If you have read the Part 1 of Retaining Walls, then let’s continue on to the next part. A Geotech will be your best friend when it comes to designing retaining walls. With a basic understanding of soil properties and help of a reliable Geotech, you can get most of the information you need to design retaining walls. Choosing a Geotech firm will depend on how you are designing your wall. Some Geotech firms are geared towards “building design” and some firms are geared towards “bridge design”. Even though both Geotechs will give you what you need for design, getting the values that can be applied in your process will be much easier if you know how and which codes you are designing the walls for. Building codes like IBC (International Building code) or local codes like CBS (California Building code) are very different than Bridge codes like AASHTO (American Association of State Highway and Transportation Officials).
For example, within the building design guidelines, the geotech will give, allowable soil pressures, skin friction, active and passive pressures and end bearing values and skin friction values for the foundation or piles if used.
A firm geared towards the bridge design industry will give values of soil layers and properties of various soil layers (LPile values-LPile is a software program which is used to design Pile foundations by modelling the various layers of soil). Here is a sample table of various soil layers that you would expect to see in the Geotech’s report.

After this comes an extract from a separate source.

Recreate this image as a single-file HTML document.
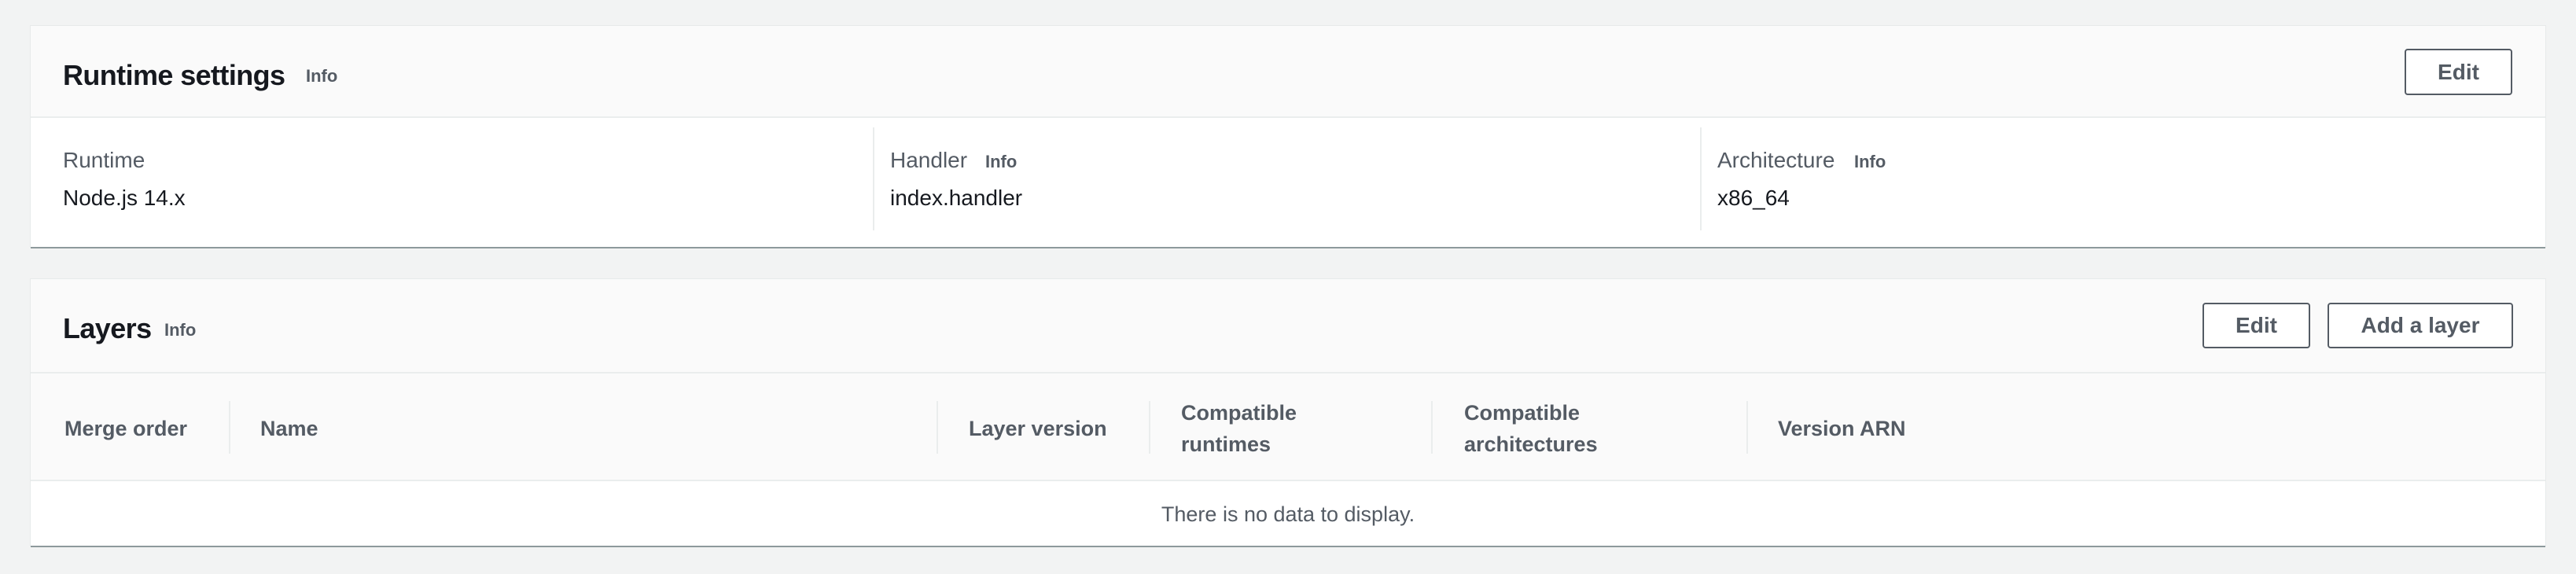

So you ask, why would I need these layer values? You would need these values if you cannot make your cantilever retaining wall work with the standard foundation because it gets too uneconomical to have such a big footing or if there are utility lines in the way that would prevent you from being able to build a big foundation. Situations like these will require your walls to be supported by piles at certain intervals. In order to design these piles you would need the various soil layers that the pile would be driven or drilled through. For building codes, most of the time design is elastic and you can just directly calculate the elastic section properties and input them in any pile software program. I am using Lpile here because that is the program I am familiar with. In LPile, instead of elastic section properties, one can also input the cracked section properties for seismic design cases.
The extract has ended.